June 25, 2004

Oh Baby! Webmonkey comes back to life!

The chimp with the wrench is back baby!

EEEEEE! EEEEE! EEEEEEE! (John's simian-style shrieks of pure joy!)

Wired magazine has brought it's popular "Webmonkey" site back to life!

From the Wired Web site:

"We heard from a lot of you after Webmonkey stopped publishing earlier this year. So, by popular demand, Webmonkey, the pioneering how-to guide for Web developers, is back. Wired News editors will work with Webmonkey writers to publish two articles a month. As before, these will include tutorials, software reviews and commentary by people who know their stuff. In the near future, Webmonkey will be more closely tied to Wired News, so readers can expect to see the latest on design, engineering, security and culture.
-- The Editors "

The power of being friendly...

A chance encounter with a friendly dog in New Brunswick made a man reconsider his plans for the day. He had planned to begin randomly shooting people.

He had come to Toronto from New Brunswick to kill "happy people". Being a dog lover (apparently more than people, according to reports), the happy dog must have convinced him that people had some redeeming value as well.

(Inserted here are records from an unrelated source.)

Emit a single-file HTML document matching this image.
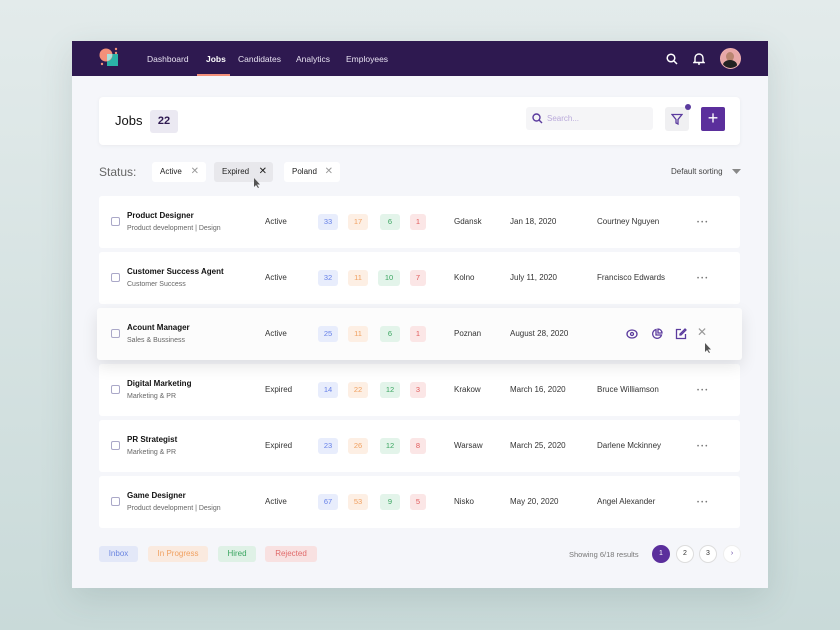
<!DOCTYPE html><html><head><meta charset="utf-8"><style>
*{box-sizing:border-box;margin:0;padding:0}
body{width:840px;height:630px;background:linear-gradient(180deg,#e3ebeb,#c9dad9);font-family:"Liberation Sans",sans-serif;position:relative;overflow:hidden;color:#222}
.card{position:absolute;left:72px;top:41px;width:696px;height:547px;background:#f5f6fa;box-shadow:0 10px 30px rgba(60,90,90,.15)}
.nav{position:absolute;left:0;top:0;width:696px;height:35px;background:#2e1950}
.nav a{position:absolute;top:13px;font-size:8.5px;color:#e8e2f2}
.a{position:absolute}
.jobs{left:27px;top:56px;width:641px;height:48px;background:#fff;border-radius:4px;box-shadow:0 1px 4px rgba(0,0,0,.05)}
.chip{position:absolute;top:121px;height:20px;background:#fff;border-radius:3px;font-size:8px;line-height:20px;padding-left:8px;color:#222}
.row{position:absolute;left:27px;width:641px;height:52px;background:#fff;border-radius:3px}
.row .cb{position:absolute;left:12px;top:21px;width:9px;height:9px;border:1px solid #aaa8c8;border-radius:2px}
.row .t{position:absolute;left:28px;top:15px;font-size:8px;font-weight:bold;color:#111}
.row .s{position:absolute;left:28px;top:29px;font-size:7px;color:#666}
.row .c{position:absolute;top:21px;font-size:8px;color:#333}
.b{position:absolute;top:18px;height:16px;border-radius:3px;font-size:7.5px;line-height:16px;text-align:center}
.b1{left:219px;width:20px;background:#e8edfc;color:#6680e8}
.b2{left:249px;width:20px;background:#fdefe4;color:#f0a060}
.b3{left:281px;width:20px;background:#e3f4ea;color:#3aa560}
.b4{left:311px;width:16px;background:#fbe6e6;color:#e05a5a}
.dots{position:absolute;left:598px;top:24px;font-size:6px;color:#777;letter-spacing:2px}
.tag{position:absolute;top:505px;height:16px;border-radius:3px;font-size:8px;line-height:16px;text-align:center}
.pg{position:absolute;top:504px;width:18px;height:18px;border-radius:50%;background:#fff;border:1px solid #ddd;font-size:7px;line-height:16px;text-align:center;color:#333}
</style></head><body>
<div class="card">
<div class="nav">
<svg class="a" style="left:26px;top:6px" width="24" height="24"><rect x="9" y="7" width="11" height="12" fill="#2bb3a8"/><circle cx="8" cy="8" r="6.5" fill="#f3907a"/><path d="M9 7h5.2A6.5 6.5 0 0 1 9 14z" fill="#a8e0dc"/><circle cx="18" cy="2" r="1.2" fill="#f3907a"/><circle cx="18" cy="6" r="1.2" fill="#f3907a"/><circle cx="4" cy="17" r="1.2" fill="#f3907a"/></svg>
<a style="left:75px">Dashboard</a><a style="left:134px;font-weight:bold;color:#fff">Jobs</a><a style="left:166px">Candidates</a><a style="left:224px">Analytics</a><a style="left:274px">Employees</a>
<div class="a" style="left:125px;top:33px;width:33px;height:2px;background:#f3907a"></div>
<svg class="a" style="left:594px;top:12px" width="12" height="12" fill="none" stroke="#fff" stroke-width="1.5"><circle cx="5" cy="5" r="3.8"/><path d="M8 8l3 3"/></svg>
<svg class="a" style="left:621px;top:11px" width="12" height="13" fill="none" stroke="#fff" stroke-width="1.4"><path d="M2 9.5V6a4 4 0 0 1 8 0v3.5l1 1H1z"/><path d="M5 12h2"/></svg>
<div class="a" style="left:648px;top:7px;width:21px;height:21px;border-radius:50%;background:#e8a8a8;border:1.5px solid #f0b0b0;overflow:hidden"><div style="position:absolute;left:5px;top:3px;width:8px;height:9px;border-radius:50%;background:#b98570"></div><div style="position:absolute;left:2px;top:11px;width:14px;height:10px;border-radius:50% 50% 0 0;background:#222"></div></div>
</div>
<div class="a jobs">
<div class="a" style="left:16px;top:16px;font-size:13px;color:#111">Jobs</div>
<div class="a" style="left:51px;top:13px;width:28px;height:23px;background:#ebe9f2;border-radius:3px;font-size:11px;line-height:23px;text-align:center;color:#2e1950;font-weight:bold">22</div>
<div class="a" style="left:427px;top:10px;width:127px;height:23px;background:#f5f5f7;border-radius:3px"></div>
<svg class="a" style="left:433px;top:16px" width="11" height="11" fill="none" stroke="#5b3b9e" stroke-width="1.4"><circle cx="4.5" cy="4.5" r="3.5"/><path d="M7 7l3 3"/></svg>
<div class="a" style="left:448px;top:17px;font-size:8px;color:#b9a9da">Search...</div>
<div class="a" style="left:566px;top:10px;width:24px;height:24px;background:#f0f0f2;border-radius:3px"></div>
<svg class="a" style="left:572px;top:16px" width="12" height="12" fill="none" stroke="#5b3b9e" stroke-width="1.3"><path d="M1 1.5h10L7 6.5V11L5 10V6.5z"/></svg>
<div class="a" style="left:586px;top:7px;width:6px;height:6px;border-radius:50%;background:#5b3b9e"></div>
<div class="a" style="left:602px;top:10px;width:24px;height:24px;background:#5b2f9c;border-radius:2px;color:#fff;font-size:18px;line-height:23px;text-align:center">+</div>
</div>
<div class="a" style="left:27px;top:124px;font-size:12px;color:#666">Status:</div>
<div class="chip" style="left:80px;width:54px">Active <span style="position:absolute;right:7px;color:#999;font-size:10px">✕</span></div>
<div class="chip" style="left:142px;width:59px;background:#e8e8ec">Expired <span style="position:absolute;right:6px;color:#222;font-size:10px">✕</span></div>
<div class="chip" style="left:212px;width:56px">Poland <span style="position:absolute;right:7px;color:#999;font-size:10px">✕</span></div>
<svg class="a" style="left:181px;top:136px" width="8" height="12"><path d="M1 1v9l2-2 2 3 1-.5-2-3h3z" fill="#555"/></svg>
<div class="a" style="left:599px;top:126px;font-size:8px;color:#444">Default sorting</div>
<svg class="a" style="left:660px;top:128px" width="9" height="6"><path d="M0 0h9L4.5 5z" fill="#888"/></svg>

<div class="row" style="top:155px"><div class="cb"></div><div class="t">Product Designer</div><div class="s">Product development | Design</div><div class="c" style="left:166px">Active</div><div class="b b1">33</div><div class="b b2">17</div><div class="b b3">6</div><div class="b b4">1</div><div class="c" style="left:355px">Gdansk</div><div class="c" style="left:411px">Jan 18, 2020</div><div class="c" style="left:498px">Courtney Nguyen</div><div class="dots">•••</div></div>
<div class="row" style="top:211px"><div class="cb"></div><div class="t">Customer Success Agent</div><div class="s">Customer Success</div><div class="c" style="left:166px">Active</div><div class="b b1">32</div><div class="b b2">11</div><div class="b b3" style="left:279px;width:22px">10</div><div class="b b4">7</div><div class="c" style="left:355px">Kolno</div><div class="c" style="left:411px">July 11, 2020</div><div class="c" style="left:498px">Francisco Edwards</div><div class="dots">•••</div></div>
<div class="row" style="top:323px"><div class="cb"></div><div class="t">Digital Marketing</div><div class="s">Marketing &amp; PR</div><div class="c" style="left:166px">Expired</div><div class="b b1">14</div><div class="b b2">22</div><div class="b b3">12</div><div class="b b4">3</div><div class="c" style="left:355px">Krakow</div><div class="c" style="left:411px">March 16, 2020</div><div class="c" style="left:498px">Bruce Williamson</div><div class="dots">•••</div></div>
<div class="row" style="top:379px"><div class="cb"></div><div class="t">PR Strategist</div><div class="s">Marketing &amp; PR</div><div class="c" style="left:166px">Expired</div><div class="b b1">23</div><div class="b b2">26</div><div class="b b3">12</div><div class="b b4">8</div><div class="c" style="left:355px">Warsaw</div><div class="c" style="left:411px">March 25, 2020</div><div class="c" style="left:498px">Darlene Mckinney</div><div class="dots">•••</div></div>
<div class="row" style="top:435px"><div class="cb"></div><div class="t">Game Designer</div><div class="s">Product development | Design</div><div class="c" style="left:166px">Active</div><div class="b b1">67</div><div class="b b2">53</div><div class="b b3">9</div><div class="b b4">5</div><div class="c" style="left:355px">Nisko</div><div class="c" style="left:411px">May 20, 2020</div><div class="c" style="left:498px">Angel Alexander</div><div class="dots">•••</div></div>
<div class="row" style="top:267px;left:25px;width:645px;background:#fcfcfc;box-shadow:0 6px 16px rgba(0,0,0,.1)"><div style="position:absolute;left:2px;top:0;width:641px;height:52px"><div class="cb"></div><div class="t">Acount Manager</div><div class="s">Sales &amp; Bussiness</div><div class="c" style="left:166px">Active</div><div class="b b1">25</div><div class="b b2">11</div><div class="b b3">6</div><div class="b b4">1</div><div class="c" style="left:355px">Poznan</div><div class="c" style="left:411px">August 28, 2020</div>
<svg class="a" style="left:527px;top:20px" width="12" height="12" fill="none" stroke="#5b3b9e" stroke-width="1.3"><ellipse cx="6" cy="6" rx="5" ry="4"/><circle cx="6" cy="6" r="1.5"/></svg>
<svg class="a" style="left:552px;top:20px" width="12" height="12" fill="none" stroke="#5b3b9e" stroke-width="1.3"><path d="M5 1.5A4.5 4.5 0 1 0 10.5 7H5z"/><path d="M7 1a4 4 0 0 1 4 4H7z"/></svg>
<svg class="a" style="left:576px;top:20px" width="12" height="12" fill="none" stroke="#5b3b9e" stroke-width="1.3"><path d="M6 1.5H1.5v9h9V6"/><path d="M10 1l1 1-5 5H5V6z"/></svg>
<div class="a" style="left:598px;top:17px;font-size:12px;color:#999">✕</div>
<svg class="a" style="left:605px;top:34px" width="8" height="12"><path d="M1 1v9l2-2 2 3 1-.5-2-3h3z" fill="#555"/></svg></div></div>

<div class="tag" style="left:27px;width:39px;background:#e3e8f8;color:#6a85e0">Inbox</div>
<div class="tag" style="left:76px;width:60px;background:#faeadf;color:#f0a060">In Progress</div>
<div class="tag" style="left:146px;width:38px;background:#dff1e6;color:#3aa560">Hired</div>
<div class="tag" style="left:193px;width:52px;background:#f8e1e1;color:#e06a6a">Rejected</div>
<div class="a" style="left:497px;top:509px;font-size:7.5px;color:#777">Showing 6/18 results</div>
<div class="pg" style="left:580px;background:#5b2f9c;border-color:#5b2f9c;color:#fff">1</div>
<div class="pg" style="left:604px">2</div>
<div class="pg" style="left:627px">3</div>
<div class="pg" style="left:651px;color:#5b3b9e;border-color:#eee">›</div>
</div>
</body></html>
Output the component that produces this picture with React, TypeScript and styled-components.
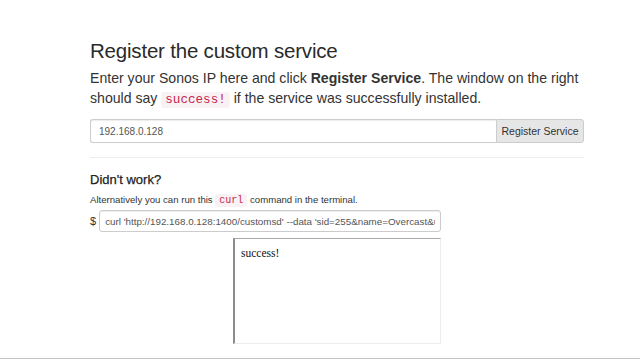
import styled, { createGlobalStyle } from 'styled-components';

import React from 'react';

const GlobalStyle = createGlobalStyle`
  html, body {
    margin: 0;
    padding: 0;
    background: #ffffff;
  }
  body {
    font-family: 'Liberation Sans', Arial, sans-serif;
    color: #333333;
  }
`;

const S: Record<string, any> = {};

S.Page = styled.div`
  width: 640px;
  height: 360px;
  overflow: hidden;
  display: flex;
  flex-direction: column;
`;

S.Container = styled.div`
  width: 494px;
  margin-left: 90px;
  padding-top: 38px;
  flex: 1;
`;

S.Title = styled.h2`
  margin: 0 0 4px;
  font-size: 20.5px;
  line-height: 26px;
  font-weight: 400;
  color: #2a2a2a;
  letter-spacing: -0.2px;
`;

S.Lead = styled.p`
  margin: 0 0 11px;
  font-size: 14.1px;
  line-height: 20px;
  color: #333;

  strong {
    font-weight: 700;
  }
`;

S.Code = styled.code`
  font-family: 'Liberation Mono', 'DejaVu Sans Mono', monospace;
  font-size: ${(p: { small?: boolean }) => (p.small ? '10px' : '12.6px')};
  line-height: 1;
  color: #c7254e;
  background: #f9f2f4;
  padding: 1px 4px;
  border-radius: 3px;
`;

S.InputGroup = styled.div`
  display: flex;
  height: 24px;
`;

S.Field = styled.input`
  flex: 1;
  min-width: 0;
  box-sizing: border-box;
  height: 100%;
  border: 1px solid #cccccc;
  border-right: none;
  border-radius: 3px 0 0 3px;
  padding: 0 8px;
  font-family: 'Liberation Sans', Arial, sans-serif;
  font-size: 10px;
  color: #555;
  box-shadow: inset 0 1px 1px rgba(0, 0, 0, 0.075);
  outline: none;
`;

S.Button = styled.button`
  box-sizing: border-box;
  height: 100%;
  width: 88px;
  border: 1px solid #cccccc;
  border-radius: 0 3px 3px 0;
  background: #e6e6e6;
  font-family: 'Liberation Sans', Arial, sans-serif;
  font-size: 10.5px;
  color: #333;
  padding: 0;
`;

S.Rule = styled.hr`
  margin: 14px 0 13px;
  border: 0;
  border-top: 1px solid #eeeeee;
`;

S.Subtitle = styled.h4`
  margin: 0 0 3px;
  font-size: 13px;
  line-height: 18px;
  font-weight: 400;
  color: #222;
  -webkit-text-stroke: 0.25px #222;
`;

S.Note = styled.p`
  margin: 0 0 2px;
  font-size: 9.6px;
  line-height: 16px;
  color: #333;
`;

S.CommandRow = styled.div`
  display: flex;
  align-items: center;
  gap: 3px;
  width: 351px;
  height: 22px;
`;

S.Dollar = styled.span`
  font-size: 11px;
  color: #333;
`;

S.Command = styled.input`
  flex: 1;
  min-width: 0;
  box-sizing: border-box;
  height: 100%;
  border: 1px solid #cccccc;
  border-radius: 3px;
  padding: 0 5px;
  font-family: 'Liberation Sans', Arial, sans-serif;
  font-size: 9.8px;
  color: #555;
  box-shadow: inset 0 1px 1px rgba(0, 0, 0, 0.075);
  outline: none;
`;

S.FrameWrap = styled.div`
  display: flex;
  justify-content: center;
  margin-top: 6px;
`;

S.Frame = styled.div`
  box-sizing: border-box;
  width: 208px;
  height: 106px;
  border-style: solid;
  border-width: 1px 1px 1px 2px;
  border-top-color: #a8a8a8;
  border-left-color: #8c8c8c;
  border-right-color: #ececec;
  border-bottom-color: #ececec;
  padding: 8px 6px;
  font-family: 'Liberation Serif', 'Times New Roman', serif;
  font-size: 11.5px;
  color: #111;
`;

S.Footer = styled.div`
  height: 1px;
  border-top: 1px solid #c4c4c4;
`;

const App: React.FC = () => {
  const command =
    "curl 'http://192.168.0.128:1400/customsd' --data 'sid=255&name=Overcast&uri=http://192.168.0.2:8080'";

  return (
    <S.Page>
      <GlobalStyle />
      <S.Container>
        <S.Title>Register the custom service</S.Title>
        <S.Lead>
          Enter your Sonos IP here and click <strong>Register Service</strong>.
          The window on the right should say <S.Code>success!</S.Code> if the
          service was successfully installed.
        </S.Lead>
        <S.InputGroup>
          <S.Field defaultValue='192.168.0.128' />
          <S.Button>Register Service</S.Button>
        </S.InputGroup>
        <S.Rule />
        <S.Subtitle>Didn't work?</S.Subtitle>
        <S.Note>
          Alternatively you can run this <S.Code small>curl</S.Code> command in
          the terminal.
        </S.Note>
        <S.CommandRow>
          <S.Dollar>$</S.Dollar>
          <S.Command defaultValue={command} readOnly />
        </S.CommandRow>
        <S.FrameWrap>
          <S.Frame>success!</S.Frame>
        </S.FrameWrap>
      </S.Container>
      <S.Footer />
    </S.Page>
  );
};

export default App;
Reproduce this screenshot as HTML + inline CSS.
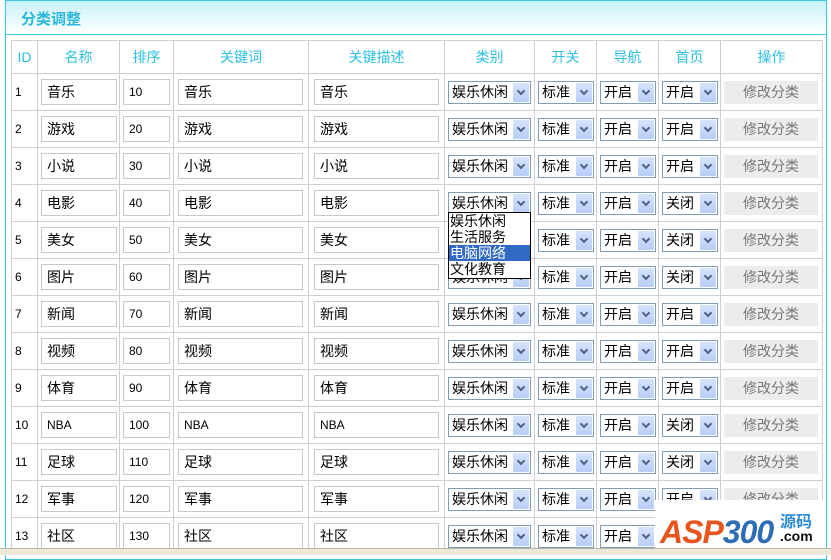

He turned himself in to a local policeman and was charged with multiple weapons-related offences, and will undergo a psychiatric evaluation.

Thank goodness for that friendly dog.

June 14, 2004

Karma is not currency...

A few days ago, coming home from work, I saw a young man begging for change at the Commercial Drive Skytrain Station. This in itself is nothing new, and no big deal to me, but this particular person struck me as a bit different from other panhandlers I had seen before.

He was sitting on the pavement, with a little cardboard sign that said "Karma - 25 cents". I looked at him and when he noticed me, he looked away. I think it was in shame.

His beard was trimmed, and he looked clean and fed to me, with reasonably new-looking clothes. I think this was a person who could do much better for themselves than wasting their time and other's people's money in this way.

I walked away wondering about his guilty-sounding little solicitation. I think he intended to ask for money in exchange for extra karma for me, but I believe that he could as well have been saying "Please give me some of your good karma."

As if my quarter would help him, and as if karma could be treated like a form of currency.

Dude, I hope you know that you can earn your own karma. And then, once you have lots of good karma, give some of it to someone else who really needs it. That's how it works, in my humble experience.

June 07, 2004

Oh, those poor twins...

Not long ago, I was in the lineup at Safeway, waiting to checkout. The front page of the Star or the National Enquirer caught my eye, featuring a certain teeny-bopper flavour-of-the-week sister-act.

Overheard behind me:

Woman: "Oh no. They're picking on the twins again!"

Man: "What? The Sedins?"

Woman (slightly irritated): "No! Mary-Kate and Ashley!"

At which point, the man immediately lost interest in the conversation, and I snickered into my sleeve.

Ah, priorities...

June 03, 2004

Quoth Homer: "Mmmm... Sushi..."

Ooooohhh... This is totally edible art....

Mmm... Sushi... (John drool's all over his keyboard...)

Repetitive stress syndrome, anyone?

Well, not exactly... but I did click a button named "Preview" and another one named "Publish" well over 500 times in the last two days.

Such is the life of a webmeister helping his boss to update/republish vast numbers of web pages. It's an honest living, and it's all good.

Our web site (Vancouver English Centre, www.vec.ca) was also rated #3 in the "Languages" category for the Vancouver Sun's "2004 Top Picks" of the web. I really must admit to some pride in that.

Homelessness and a provincial politician...

(John clears his throat and self-consciously steps up onto his wobbly soapbox...)


In an article published not too long ago (I think in the Georgia Straight), Bill Teilman (sp?) wrote about Lorne Mayencourt's proposed bill for tougher penalties - fines - against agressive panhandlers. I believe Bill (go Bill) said essentially said that taking this position made Mayencort essentially a hypocrite, since Mr. Mayencourt had been bankrupt twice and had had a loan or two forgiven in his day. My impression is that it was for more than mere pocket change.

Mayencourt's position is, IMHO, too extreme and counter-productive, punishing the poor without offering any contribution towards a long-term solution.

For all his own idealistic promotion, at least Svend Robinson spent a night in a homeless shelter to bring awareness to the homeless problem in Vancouver. And that was years ago, when I think it was not as bad as it is today...

Care to get your sleeping bag out Lorne?